Anne Roc’h1_{, Hans Bersgma}2_{, Frank Leferink}3

1_{University of Twente P.O. Box 217, 7500 AE Enschede, The Netherlands, a.roch@ewi.utwente.nl}

2_{Thales Netherlands, P.O. Box 42, 7550 GD Hengelo, The Netherlands, hans.bersgma@nl.thalesgroup.com}

3_{Thales Netherlands, P.O. Box 42, 7550 GD Hengelo, The Netherlands, frank.leferink@nl.thalesgroup.com}

Abstract

A well designed common mode filter for motor drive application can significantly improve the level of electromagnetic interference generated by the cable and the motor housing. The subsequent design of this filter is strongly dependent on the actual in situ parameters of the motor drive and often leads to a “cut and try” process. To simplify this process a novel behavioral model for common mode choke (CMC) is proposed. The model can be used to show the influence of the designable parameters on the final performance of the choke placed in a circuit. The identification of the model uncertainties can be used to evaluate the upper and lower limits of the final attenuation.

1. Introduction

The majority of EMI (Electromagnetic Interferences) concerns are centered on radio frequency (RF) emission sources. Although most RF transmissions are achieved under controlled conditions, it is this transmitted energy that may create an interference which in turn may affect the performance of many electronic devices.

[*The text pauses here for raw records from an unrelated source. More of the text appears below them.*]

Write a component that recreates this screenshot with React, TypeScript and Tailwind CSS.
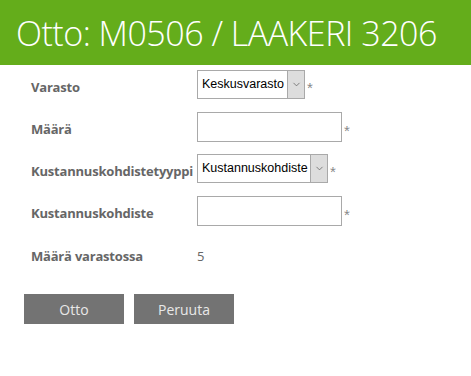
import { ChevronDown } from "lucide-react";

function Select({ value, width }: { value: string; width: string }) {
  return (
    <div className={`flex h-[29px] items-stretch border border-[#a9a9a9] bg-white ${width}`}>
      <span className="flex flex-1 items-center overflow-hidden whitespace-nowrap pl-[4px] font-['Liberation_Sans',sans-serif] text-[12.5px] text-black">
        {value}
      </span>
      <span className="flex w-[17px] items-center justify-center border-l border-[#a9a9a9] bg-[#dddddd]">
        <ChevronDown size={11} strokeWidth={1.5} className="text-[#555]" />
      </span>
    </div>
  );
}

function Star() {
  return (
    <span className="ml-[2px] mt-[8px] font-['Liberation_Sans',sans-serif] text-[15px] text-[#888]">*</span>
  );
}

export default function App() {
  const labelCls =
    "w-[166px] shrink-0 whitespace-nowrap text-[13px] font-bold tracking-[-0.2px] text-[#666] font-['Open_Sans',sans-serif]";

  return (
    <div className="h-[376px] w-[471px] bg-white font-['Open_Sans',sans-serif]">
      {/* HEADER */}
      <div className="flex h-[65px] items-center bg-[#64ad1b] pl-[16px]">
        <h1 className="whitespace-nowrap text-[34px] font-light leading-none tracking-[-0.5px] text-white">
          Otto: M0506 / LAAKERI 3206
        </h1>
      </div>

      {/* FORM */}
      <div className="flex flex-col pl-[31px] pt-[5px]">
        <div className="flex h-[29px] items-center">
          <span className={labelCls + " pt-[6px]"}>Varasto</span>
          <Select value="Keskusvarasto" width="w-[108px]" />
          <Star />
        </div>
        <div className="mt-[13px] flex h-[30px] items-center">
          <span className={labelCls + " pt-[6px]"}>Määrä</span>
          <div className="h-[30px] w-[145px] border border-[#a9a9a9] bg-white" />
          <Star />
        </div>
        <div className="mt-[12px] flex h-[29px] items-center">
          <span className={labelCls + " pt-[6px]"}>Kustannuskohdistetyyppi</span>
          <Select value="Kustannuskohdiste" width="w-[131px]" />
          <Star />
        </div>
        <div className="mt-[13px] flex h-[30px] items-center">
          <span className={labelCls + " pt-[6px]"}>Kustannuskohdiste</span>
          <div className="h-[30px] w-[145px] border border-[#a9a9a9] bg-white" />
          <Star />
        </div>
        <div className="mt-[16px] flex h-[30px] items-center">
          <span className={labelCls}>Määrä varastossa</span>
          <span className="text-[13px] text-[#666]">5</span>
        </div>

        {/* BUTTONS */}
        <div className="-ml-[7px] mt-[22px] flex gap-[10px]">
          <button className="h-[30px] w-[100px] bg-[#737373] text-[14px] text-[#e8e8e8]">Otto</button>
          <button className="h-[30px] w-[100px] bg-[#737373] text-[14px] text-[#e8e8e8]">Peruuta</button>
        </div>
      </div>
    </div>
  );
}
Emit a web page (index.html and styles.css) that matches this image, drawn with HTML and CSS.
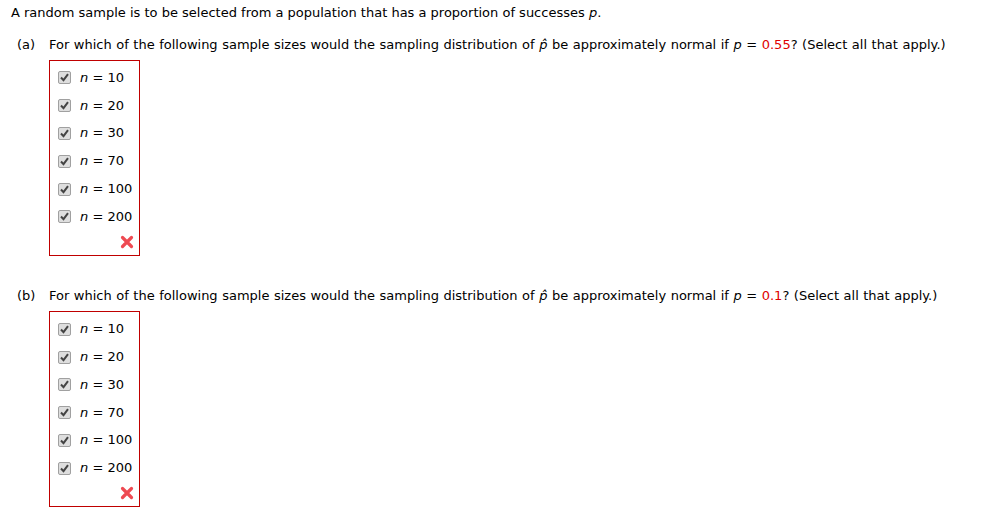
FILE: index.html
```html
<!DOCTYPE html>
<html>
<head>
<meta charset="utf-8">
<link rel="stylesheet" href="styles.css">
</head>
<body>
<div class="page">
  <p class="intro">A random sample is to be selected from a population that has a proportion of successes <i>p</i>.</p>

  <div class="part">
    <span class="label">(a)</span>
    <div class="body">
      <p class="q">For which of the following sample sizes would the sampling distribution of <i>p&#770;</i> be approximately normal if <i>p</i> = <span class="red">0.55</span>? (Select all that apply.)</p>
      <div class="answers">
        <div class="opt"><span class="cb"><svg viewBox="0 0 13 13" width="13" height="13"><path d="M3 6.5 L5.5 9.2 L10 3.2" fill="none" stroke="#444" stroke-width="2"/></svg></span><span class="val"><i>n</i> = 10</span></div>
        <div class="opt"><span class="cb"><svg viewBox="0 0 13 13" width="13" height="13"><path d="M3 6.5 L5.5 9.2 L10 3.2" fill="none" stroke="#444" stroke-width="2"/></svg></span><span class="val"><i>n</i> = 20</span></div>
        <div class="opt"><span class="cb"><svg viewBox="0 0 13 13" width="13" height="13"><path d="M3 6.5 L5.5 9.2 L10 3.2" fill="none" stroke="#444" stroke-width="2"/></svg></span><span class="val"><i>n</i> = 30</span></div>
        <div class="opt"><span class="cb"><svg viewBox="0 0 13 13" width="13" height="13"><path d="M3 6.5 L5.5 9.2 L10 3.2" fill="none" stroke="#444" stroke-width="2"/></svg></span><span class="val"><i>n</i> = 70</span></div>
        <div class="opt"><span class="cb"><svg viewBox="0 0 13 13" width="13" height="13"><path d="M3 6.5 L5.5 9.2 L10 3.2" fill="none" stroke="#444" stroke-width="2"/></svg></span><span class="val"><i>n</i> = 100</span></div>
        <div class="opt"><span class="cb"><svg viewBox="0 0 13 13" width="13" height="13"><path d="M3 6.5 L5.5 9.2 L10 3.2" fill="none" stroke="#444" stroke-width="2"/></svg></span><span class="val"><i>n</i> = 200</span></div>
        <div class="mark"><svg viewBox="0 0 14 14" width="14" height="14"><path d="M2.5 2.5 L11.5 11.5 M11.5 2.5 L2.5 11.5" stroke="#ee4a52" stroke-width="3.2" stroke-linecap="round"/></svg></div>
      </div>
    </div>
  </div>

  <div class="part">
    <span class="label">(b)</span>
    <div class="body">
      <p class="q">For which of the following sample sizes would the sampling distribution of <i>p&#770;</i> be approximately normal if <i>p</i> = <span class="red">0.1</span>? (Select all that apply.)</p>
      <div class="answers">
        <div class="opt"><span class="cb"><svg viewBox="0 0 13 13" width="13" height="13"><path d="M3 6.5 L5.5 9.2 L10 3.2" fill="none" stroke="#444" stroke-width="2"/></svg></span><span class="val"><i>n</i> = 10</span></div>
        <div class="opt"><span class="cb"><svg viewBox="0 0 13 13" width="13" height="13"><path d="M3 6.5 L5.5 9.2 L10 3.2" fill="none" stroke="#444" stroke-width="2"/></svg></span><span class="val"><i>n</i> = 20</span></div>
        <div class="opt"><span class="cb"><svg viewBox="0 0 13 13" width="13" height="13"><path d="M3 6.5 L5.5 9.2 L10 3.2" fill="none" stroke="#444" stroke-width="2"/></svg></span><span class="val"><i>n</i> = 30</span></div>
        <div class="opt"><span class="cb"><svg viewBox="0 0 13 13" width="13" height="13"><path d="M3 6.5 L5.5 9.2 L10 3.2" fill="none" stroke="#444" stroke-width="2"/></svg></span><span class="val"><i>n</i> = 70</span></div>
        <div class="opt"><span class="cb"><svg viewBox="0 0 13 13" width="13" height="13"><path d="M3 6.5 L5.5 9.2 L10 3.2" fill="none" stroke="#444" stroke-width="2"/></svg></span><span class="val"><i>n</i> = 100</span></div>
        <div class="opt"><span class="cb"><svg viewBox="0 0 13 13" width="13" height="13"><path d="M3 6.5 L5.5 9.2 L10 3.2" fill="none" stroke="#444" stroke-width="2"/></svg></span><span class="val"><i>n</i> = 200</span></div>
        <div class="mark"><svg viewBox="0 0 14 14" width="14" height="14"><path d="M2.5 2.5 L11.5 11.5 M11.5 2.5 L2.5 11.5" stroke="#ee4a52" stroke-width="3.2" stroke-linecap="round"/></svg></div>
      </div>
    </div>
  </div>
</div>
</body>
</html>
```

FILE: styles.css
```css
html, body {
  margin: 0;
  padding: 0;
  background: #fff;
}
body {
  font-family: "DejaVu Sans", Verdana, sans-serif;
  font-size: 13px;
  line-height: 18px;
  color: #000;
}
.page {
  padding: 4px 0 0 11px;
}
p {
  margin: 0;
}
.intro {
  margin-bottom: 14px;
}
.part {
  display: flex;
  margin-bottom: 31.6px;
}
.label {
  width: 38px;
  padding-left: 6px;
  box-sizing: border-box;
  flex: none;
}
.body {
  display: flex;
  flex-direction: column;
  align-items: flex-start;
}
.q {
  margin-bottom: 6px;
  word-spacing: 0.4px;
}
.red {
  color: #e00000;
}
.answers {
  width: 91px;
  box-sizing: border-box;
  border: 1px solid #c00000;
  padding: 3px 0 6px 8px;
  display: flex;
  flex-direction: column;
}
.opt {
  display: flex;
  align-items: center;
  height: 27.8px;
}
.cb {
  width: 13px;
  height: 13px;
  box-sizing: border-box;
  border: 1px solid #a0a0a0;
  border-radius: 2px;
  background: #dedede;
  margin-right: 9px;
  position: relative;
  flex: none;
}
.cb svg {
  position: absolute;
  left: -1px;
  top: -1px;
}
.val {
  white-space: pre;
}
.mark {
  display: flex;
  justify-content: flex-end;
  padding-right: 5px;
  margin-top: 4px;
  height: 14px;
}
```
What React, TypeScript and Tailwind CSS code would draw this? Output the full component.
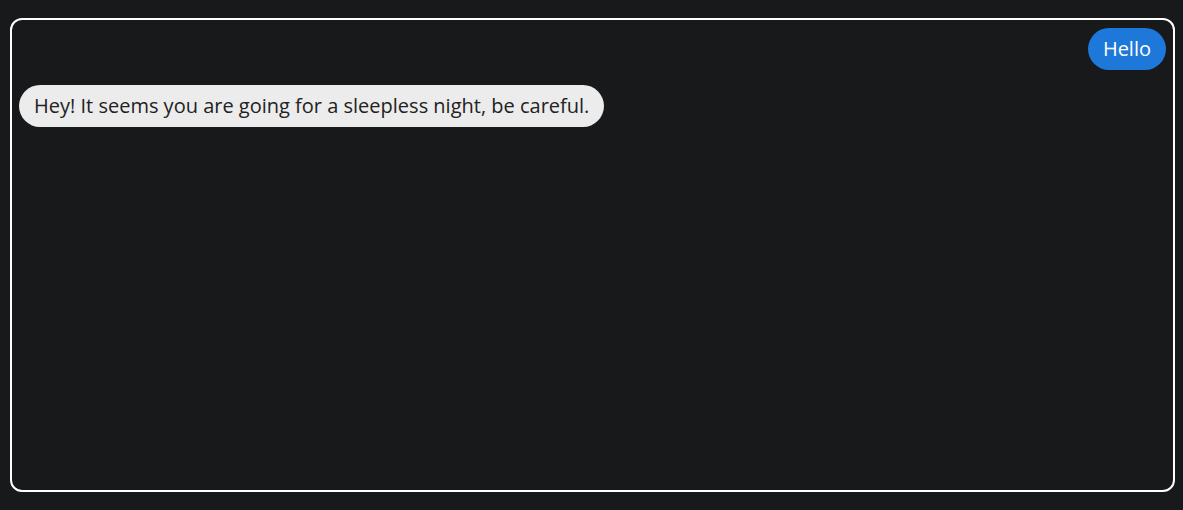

A proper filtering of the frequency converter is a key aspect in the management of the EMI in the overall motor drives. Frequency converter (FC) components generate a high level of electromagnetic interferences on the power lines, motor cables and via radiated electromagnetic field. In the same time filters are designed after the construction of the FC. In the case of passive filtering [1], chokes are designed in a “cut and try” process with significant issues as size, cost and weight [2], [3] .To avoid the construction of several prototypes, often oversized, designers need an analytical method to predict performances of filters.

The following section shows how a properly designed common mode filter can significantly improve the level of the radiated emission in the radio frequency range. In the third section a novel behavioral model for common choke is introduced. This model allows a better management of the noise spectrum. Section four presents optimization and measured results for the proposed model.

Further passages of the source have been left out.